ENN’s program of spherical torus proton-boron fusion (STPBF) seems to be a plausible solution to address the two major challenges surrounding the commercialization of fusion energy. A key component of this program is the EHL-2 experiment platform, which is expected to be a leading ST fusion device capable of achieving several critical objectives, including:

1. To identify, study, and solve the most significant scientific and technological challenges associated with the development of STPBF.

2. To verify the scientific feasibility of p-¹¹B fusion.

3. To provide a scientific and technological foundation for subsequent construction of larger platforms to verify the engineering feasibility of p-¹¹B fusion.

4. In particular, to elevate fusion reactivity and verify the ST energy confinement scaling law, particularly in high magnetic fields and high-temperature (low collisionality) p-¹¹B plasmas.

Over the past two years, the technology routes and challenges associated with the physics design of the EHL-2 device have been identified and systematically analyzed. The results are presented in this Special Issue.

It is worth noting that due to the scarcity of spherical torus and p-¹¹B fusion experimental data, the design of devices was heavily reliant on models derived from conventional tokamak experiments, some of which may be inappropriate. This underscores the importance of a robust experimental research program like EHL-2.
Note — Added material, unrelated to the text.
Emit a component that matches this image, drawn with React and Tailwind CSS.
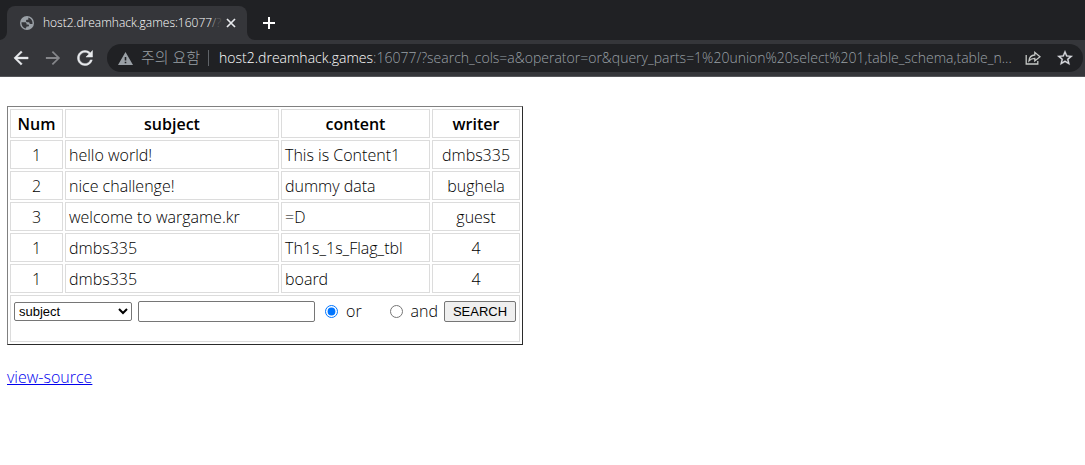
import { useState } from 'react';

const rows = [
  { num: 1, subject: "hello world!", content: "This is Content1", writer: "dmbs335" },
  { num: 2, subject: "nice challenge!", content: "dummy data", writer: "bughela" },
  { num: 3, subject: "welcome to wargame.kr", content: "=D", writer: "guest" },
  { num: 1, subject: "dmbs335", content: "Th1s_1s_Flag_tbl", writer: "4" },
  { num: 1, subject: "dmbs335", content: "board", writer: "4" },
];

// --- BROWSER TAB STRIP ---
function TabStrip() {
  return (
    <div className="flex h-10 items-end bg-[#202124] pl-[7px]">
      <div className="relative flex h-[34px] w-60 items-center rounded-t-lg bg-[#35363a] pl-[13px] pr-2 text-white">
        {/* curved feet of the tab */}
        <svg className="absolute -left-2 bottom-0 size-2" viewBox="0 0 8 8" fill="#35363a"><path d="M8 0v8H0a8 8 0 0 0 8-8z" /></svg>
        <svg className="absolute -right-2 bottom-0 size-2" viewBox="0 0 8 8" fill="#35363a"><path d="M0 0v8h8a8 8 0 0 1-8-8z" /></svg>
        <svg className="size-3.5 shrink-0" viewBox="0 0 14 14">
          <circle cx="7" cy="7" r="7" fill="#9aa0a6" />
          <path d="M1.500 6.300H5c1 0 1.500.600 1.500 1.400v.800h1.300c.800 0 1.200.500 1.200 1.100 0 .600-.500 1-1.100 1H6.700L5.800 12.500C3.200 12 1.300 9.600 1.500 6.300zM8.300 1.600c2.400.600 4.200 2.700 4.200 5.400 0 .400 0 .700-.100 1h-1.900c-.800 0-1.200-.500-1.200-1.200v-.600H7.200c-.800 0-1.200-.500-1.200-1.200 0-.700.500-1.200 1.200-1.200h1.100z" fill="#35363a" />
        </svg>
        <span className="ml-[9px] min-w-0 flex-1 whitespace-nowrap text-xs font-light">
          host2.dreamhack.games:16077<span className="text-[#9a9b9d]">/</span><span className="text-[#5f6063]">?</span>
        </span>
        <button aria-label="Close tab" className="flex size-4 shrink-0 items-center justify-center">
          <svg className="size-2.5" viewBox="0 0 10 10" fill="none" stroke="#e8eaed" strokeWidth="1.7"><path d="M1 1l8 8M9 1L1 9" /></svg>
        </button>
      </div>
      <button aria-label="New tab" className="ml-3.5 flex h-[34px] w-4 items-center justify-center">
        <svg className="size-3" viewBox="0 0 12 12" fill="none" stroke="#fff" strokeWidth="2"><path d="M6 0v12M0 6h12" /></svg>
      </button>
    </div>
  );
}

// --- TOOLBAR WITH ADDRESS BAR ---
function Toolbar() {
  return (
    <div className="flex h-[37px] items-center border-b border-[#55565a] bg-[#35363a] pl-[13px] pr-0.5">
      <button aria-label="Back" className="size-4">
        <svg viewBox="3 3 18 18" className="size-4" fill="#e8eaed" stroke="#e8eaed" strokeWidth=".5"><path d="M20 11H7.83l5.59-5.59L12 4l-8 8 8 8 1.41-1.41L7.83 13H20v-2z" /></svg>
      </button>
      <button aria-label="Forward" disabled className="ml-4 size-4">
        <svg viewBox="3 3 18 18" className="size-4" fill="#85868a"><path d="M12 4l-1.41 1.41L16.17 11H4v2h12.17l-5.58 5.59L12 20l8-8z" /></svg>
      </button>
      <button aria-label="Reload" className="ml-4 size-4">
        <svg viewBox="3.500 3.500 17 17" className="size-4" fill="#e8eaed" stroke="#e8eaed" strokeWidth=".5"><path d="M17.65 6.35C16.2 4.9 14.21 4 12 4c-4.42 0-7.99 3.58-7.99 8s3.57 8 7.99 8c3.73 0 6.84-2.55 7.73-6h-2.08c-.82 2.33-3.04 4-5.65 4-3.31 0-6-2.69-6-6s2.69-6 6-6c1.66 0 3.14.69 4.22 1.78L13 11h7V4l-2.35 2.35z" /></svg>
      </button>
      <div className="ml-3.5 flex h-7 min-w-0 flex-1 items-center rounded-full bg-[#202124] pl-[11px] pr-2.5 text-sm font-light text-[#9aa0a6]">
        <svg viewBox="0 0 15 13" className="h-[13px] w-[15px] shrink-0" fill="#9aa0a6"><path fillRule="evenodd" d="M7.500 0L15 13H0zM6.700 5v3.500h1.600V5zM6.700 9.700v1.500h1.600V9.700z" /></svg>
        <span className="ml-2 shrink-0 text-[15px]">주의 요함</span>
        <span className="ml-2 mr-2.5 h-4 w-px shrink-0 bg-[#5f6368]" />
        <span className="min-w-0 flex-1 whitespace-nowrap">
          <span className="text-white">host2.dreamhack.games</span>:16077/?search_cols=a&operator=or&query_parts=1%20union%20select%201,table_schema,table_n...
        </span>
        <button aria-label="Share" className="size-4 shrink-0">
          <svg viewBox="0 0 16 16" className="size-4" fill="none" stroke="#c4c7c5" strokeWidth="1.300"><path d="M1.200 5v9h11.600v-3M4 10.800C4.300 7.300 6.300 5.200 9.800 5V2.300L15 6.700l-5.200 4.200V8.300C7.300 8.300 5.500 9 4 10.800z" /></svg>
        </button>
        <button aria-label="Bookmark" className="ml-4 size-4 shrink-0">
          <svg viewBox="1.500 1.500 21 21" className="size-4" fill="#dadce0" stroke="#dadce0" strokeWidth=".4"><path d="M22 9.240l-7.190-.620L12 2 9.190 8.630 2 9.240l5.460 4.730L5.820 21 12 17.270 18.180 21l-1.630-7.030L22 9.240zM12 15.400l-3.760 2.270 1-4.280-3.320-2.880 4.380-.380L12 6.100l1.710 4.040 4.380.380-3.320 2.880 1 4.280L12 15.400z" /></svg>
        </button>
      </div>
    </div>
  );
}

export default function App() {
  const [column, setColumn] = useState("subject");
  const [query, setQuery] = useState("");
  const [operator, setOperator] = useState("or");

  return (
    <div className="min-h-screen bg-white font-['Open_Sans','Noto_Sans_CJK_KR',sans-serif] text-black">
      <header>
        <TabStrip />
        <Toolbar />
      </header>

      <main className="px-[7px] pt-[29px] font-light">
        <table className="w-full max-w-[516px] table-fixed border-separate border-spacing-0.5 border border-t-[#808080] border-r-[#2b2b2b] border-b-[#2b2b2b] border-l-[#808080] text-base leading-[25px]">
          <colgroup>
            <col className="w-[53px]" />
            <col className="w-[214px]" />
            <col className="w-[149px]" />
            <col className="w-[88px]" />
          </colgroup>
          <thead>
            <tr>
              {["Num", "subject", "content", "writer"].map((title) => (
                <th key={title} className="border border-[#dcdcdc] pt-0.5 font-semibold">{title}</th>
              ))}
            </tr>
          </thead>
          <tbody>
            {rows.map((row, i) => (
              <tr key={i}>
                <td className="border border-[#dcdcdc] pt-0.5 text-center">{row.num}</td>
                <td className="border border-[#dcdcdc] px-[3px] pt-0.5">{row.subject}</td>
                <td className="border border-[#dcdcdc] px-[3px] pt-0.5">{row.content}</td>
                <td className="border border-[#dcdcdc] pt-0.5 text-center">{row.writer}</td>
              </tr>
            ))}
          </tbody>
          <tfoot>
            <tr>
              <td colSpan={4} className="border border-[#dcdcdc] px-[3px] pt-[3px] pb-[17px]">
                <form className="flex items-center" onSubmit={(e) => e.preventDefault()}>
                  <select
                    aria-label="Column"
                    value={column}
                    onChange={(e) => setColumn(e.target.value)}
                    className="h-[19px] w-[118px] rounded-xs border border-[#767676] bg-white font-['Liberation_Sans',sans-serif] text-[13px] leading-4"
                  >
                    <option>subject</option>
                    <option>content</option>
                    <option>writer</option>
                  </select>
                  <input
                    type="text"
                    aria-label="Search text"
                    value={query}
                    onChange={(e) => setQuery(e.target.value)}
                    className="ml-1.5 h-[21px] w-[177px] min-w-0 rounded-xs border border-[#767676] px-0.5 font-['Liberation_Sans',sans-serif] text-[13px]"
                  />
                  <label className="ml-2.5 flex items-center gap-2">
                    <input type="radio" name="operator" className="size-[13px]" checked={operator === "or"} onChange={() => setOperator("or")} />
                    or
                  </label>
                  <label className="ml-auto flex items-center gap-2">
                    <input type="radio" name="operator" className="size-[13px]" checked={operator === "and"} onChange={() => setOperator("and")} />
                    and
                  </label>
                  <button className="ml-1.5 h-[21px] w-[72px] rounded-xs border border-[#767676] bg-[#efefef] font-['Liberation_Sans',sans-serif] text-[13px] leading-4">
                    SEARCH
                  </button>
                </form>
              </td>
            </tr>
          </tfoot>
        </table>

        <a href="#view-source" className="mt-5 inline-block text-base text-[#0000ee] underline">view-source</a>
      </main>
    </div>
  );
}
We thank the editorial board, editorial office, and publisher of Plasma Science and Technology for proposing the publication of this special issue. This Special Issue features the analysis results of EHL-2 physics design by both domestic and international colleagues. Its publication marks a significant milestone for the Chinese plasma physics and nuclear fusion community, offering interested experts and colleagues a chance to provide references and comments on STPBF. We extend our special thanks to all the friends and colleagues who have dedicated their conscientious efforts to preparing, reviewing, and selecting these papers.